Midsommar or midsummer

The Swedes celebrate the start of the summer, the time of the solstice, on the Friday that is closest to June 21 (ie the Friday between June 19 and 25). It is a real holiday: just like at Christmas (almost) everyone is home and almost all shops are closed. On midsommarafton or the eve of the midsummer party, the shops and museums close earlier so that everyone has time to prepare the party. Midsummer is mainly celebrated with family or friends. For many Swedes, midsummer is the start of their summer vacation.

Midsummer in Sweden

If you are in Sweden with midsummer, try to find out in advance where you can attend a traditional midsummer celebration. If you’re lucky, Swedish friends will invite you to this party. I myself was in Mora last year and happened to come by a very authentic midsummer party in one of the neighborhoods. Whoever is in Stockholm may experience the city as ’empty’. Most of them go to their summer house (or that of friends). Yet with midsummer in Stockholm you can also go to Skansen for a traditional celebration.

The maypole

Under loud encouragement from the public, some strong men (and women) set up the maypole (in Swedish: midsommarstång or majstång).
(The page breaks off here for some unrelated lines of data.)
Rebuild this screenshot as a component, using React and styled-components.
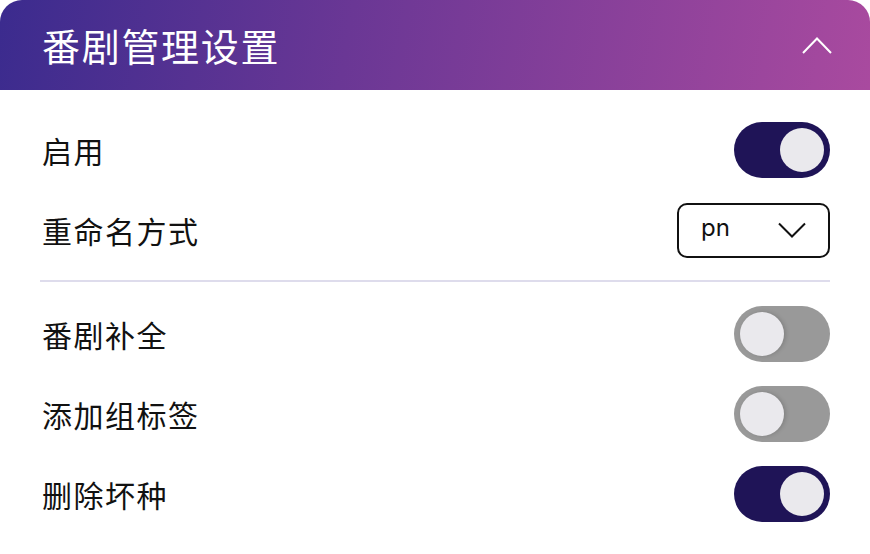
import React, { useState } from "react";
import styled, { createGlobalStyle } from "styled-components";

const Global = createGlobalStyle`
  html, body { margin: 0; padding: 0; background: #ffffff; }
  body { font-family: "Noto Sans CJK SC", "Noto Sans", sans-serif; }
  * { box-sizing: border-box; }
`;

const Panel = styled.div`
  width: 870px;
  height: 554px;
  background: #ffffff;
  display: flex;
  flex-direction: column;
`;

const Header = styled.div`
  height: 90px;
  display: flex;
  align-items: center;
  justify-content: space-between;
  padding: 0 38px 0 42px;
  border-radius: 22px 22px 0 0;
  background: linear-gradient(100deg, #3b2b8e 0%, #6a3795 40%, #a94a9f 100%);
`;

const Title = styled.h1`
  margin: 0;
  color: #ffffff;
  font-size: 38px;
  font-weight: 400;
  line-height: 1;
  letter-spacing: 1.7px;
`;

const Body = styled.div`
  display: flex;
  flex-direction: column;
  padding: 20px 40px 20px 42px;
`;

const Row = styled.div`
  height: 80px;
  display: flex;
  align-items: center;
  justify-content: space-between;
`;

const Label = styled.span`
  font-size: 30px;
  font-weight: 400;
  letter-spacing: 1.5px;
  color: #111111;
  line-height: 1;
`;

const Divider = styled.div`
  height: 2px;
  background: #dedcec;
  margin: 10px 0 12px -2px;
`;

const Track = styled.button`
  width: 96px;
  height: 56px;
  border: none;
  padding: 6px;
  border-radius: 28px;
  background: ${(p) => (p.$on ? "#1f1457" : "#999999")};
  display: flex;
  justify-content: ${(p) => (p.$on ? "flex-end" : "flex-start")};
  align-items: center;
  cursor: pointer;
`;

const Knob = styled.span`
  width: 44px;
  height: 44px;
  border-radius: 50%;
  background: #eae9ed;
  box-shadow: ${(p) => (p.$on ? "none" : "2px 0 4px rgba(0,0,0,0.15)")};
`;

const SelectBox = styled.div`
  width: 153px;
  height: 55px;
  border: 2px solid #111111;
  border-radius: 10px;
  display: flex;
  align-items: center;
  justify-content: space-between;
  padding: 0 22px 0 22px;
  font-family: "Inter", "Noto Sans", sans-serif;
  font-size: 24px;
  color: #111111;
`;

const SelectText = styled.span`
  line-height: 1;
  margin-top: -4px;
`;

function Toggle({ on, onClick }) {
  return (
    <Track $on={on} onClick={onClick}>
      <Knob $on={on} />
    </Track>
  );
}

export default function App() {
  const [state, setState] = useState({
    enable: true,
    complete: false,
    tag: false,
    del: true,
  });
  const flip = (k) => () => setState((s) => ({ ...s, [k]: !s[k] }));

  return (
    <>
      <Global />
      <Panel>
        <Header>
          <Title>番剧管理设置</Title>
          <svg width="30" height="17" viewBox="0 0 30 17" fill="none">
            <path d="M1 16 L15 1.5 L29 16" stroke="#ffffff" strokeWidth="2" />
          </svg>
        </Header>
        <Body>
          <Row>
            <Label>启用</Label>
            <Toggle on={state.enable} onClick={flip("enable")} />
          </Row>
          <Row>
            <Label>重命名方式</Label>
            <SelectBox>
              <SelectText>pn</SelectText>
              <svg width="28" height="16" viewBox="0 0 28 16" fill="none">
                <path d="M1 1.5 L14 14.5 L27 1.5" stroke="#111111" strokeWidth="2" />
              </svg>
            </SelectBox>
          </Row>
          <Divider />
          <Row>
            <Label>番剧补全</Label>
            <Toggle on={state.complete} onClick={flip("complete")} />
          </Row>
          <Row>
            <Label>添加组标签</Label>
            <Toggle on={state.tag} onClick={flip("tag")} />
          </Row>
          <Row>
            <Label>删除坏种</Label>
            <Toggle on={state.del} onClick={flip("del")} />
          </Row>
        </Body>
      </Panel>
    </>
  );
}
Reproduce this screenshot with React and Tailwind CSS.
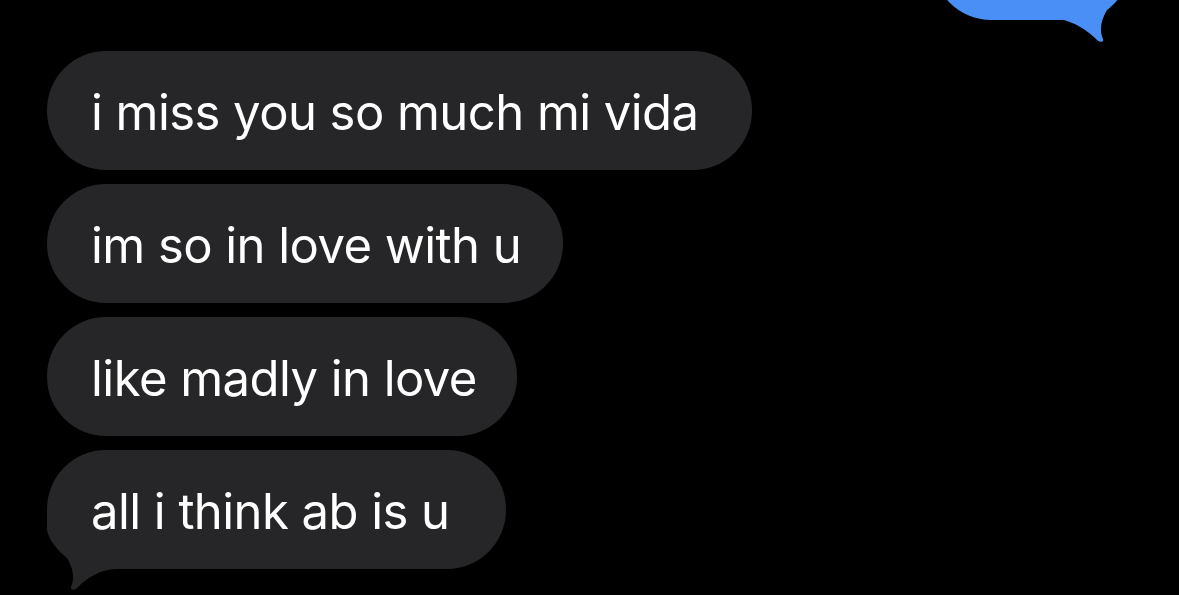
import React from "react";

const messages = [
  { text: "i miss you so much mi vida", width: "w-[705px]" },
  { text: "im so in love with u", width: "w-[516px]" },
  { text: "like madly in love", width: "w-[470px]" },
  { text: "all i think ab is u", width: "w-[459px]", tail: true },
];

function GrayTail() {
  return (
    <svg
      className="absolute left-0 top-[60px]"
      width="80"
      height="82"
      viewBox="0 0 80 82"
    >
      <path
        d="M0 0 H70 V59 H68 C52 60 40 68 30 78 C27 81 23 80 24 77 C28 68 26 58 20 48 C10 40 2 30 0 20 Z"
        fill="#262629"
      />
    </svg>
  );
}

function BlueTail() {
  return (
    <svg
      className="absolute right-[-14px] bottom-[-24px]"
      width="80"
      height="82"
      viewBox="0 0 80 82"
    >
      <path
        d="M76 0 H6 V57 H8 C24 60 36 68 46 78 C49 81 53 80 52 77 C48 68 50 58 56 48 C66 40 74 30 76 20 Z"
        fill="#4a8ff5"
      />
    </svg>
  );
}

function Bubble({ text, width, tail }) {
  return (
    <div
      className={`relative flex h-[119px] items-center rounded-[59px] bg-[#262629] pl-[44px] ${width}`}
    >
      {tail && <GrayTail />}
      <span className="relative whitespace-nowrap pt-[3px] text-[49px] leading-none tracking-[-0.55px] text-white">
        {text}
      </span>
    </div>
  );
}

export default function App() {
  return (
    <div
      className="relative h-[595px] w-[1179px] overflow-hidden bg-black"
      style={{ fontFamily: "Inter, 'Liberation Sans', sans-serif" }}
    >
      <div className="flex justify-end pr-[62px]">
        <div className="relative -mt-[99px] h-[119px] w-[184px] rounded-[58px] bg-[#4a8ff5]">
          <BlueTail />
        </div>
      </div>
      <div className="mt-[31px] flex flex-col gap-[14px] pl-[47px]">
        {messages.map((m) => (
          <Bubble key={m.text} {...m} />
        ))}
      </div>
    </div>
  );
}
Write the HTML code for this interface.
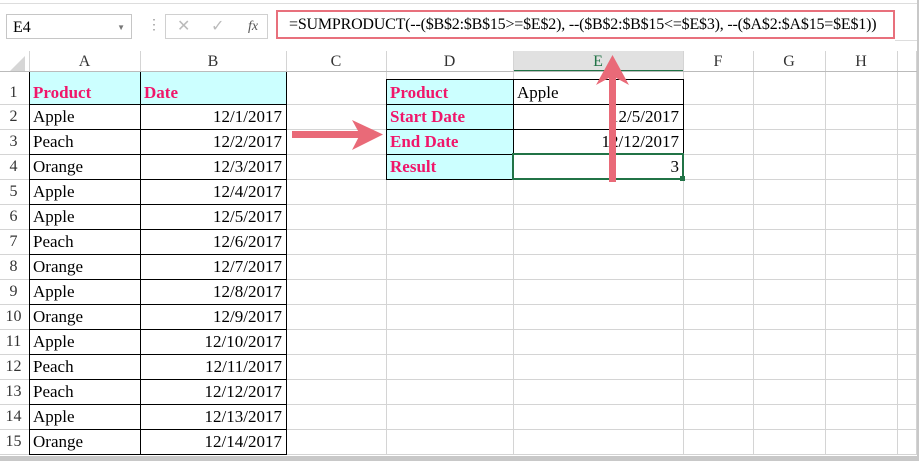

The May tree is a cross-shaped pole that is completely decorated with greenery and ribbons and symbolizes the fertility of the earth. The different villages / neighborhoods sometimes outdo each other with the most beautiful or largest maypole.

Små grodorna

Young and old will dance and sing around the maypole. Everyone happily participates. You soon learn the dances. The day before midsummer I had practiced the song Små grodorna on the Inlandsbanan together with some Swedish couples. A moment I will never forget! They taught me the lyrics of the song and the accompanying dance. Imagine: 9 adults who happily jump around like frogs in the aisle of the train. Memorable!

Strawberries and aquavit

Besides the maypole you can also see strawberries (or strawberry cake) popping up everywhere. The Swedes are crazy about these red fruits and eat a lot of them during midsummer. A little later in the evening the aquavit (strong drink) should not be missed. All kinds of traditional Swedish dishes are on the table (lots of vegetables but also potatoes and fish).

Just as traditional as pickled herring and potato salad is the fact that the weather is often less good. The Swedes sometimes laugh that it is just as cold on Christmas as it is on midsummer. A few years ago it was even the reverse and in certain places in the south of Sweden it was warmer at Christmas than on midsummer.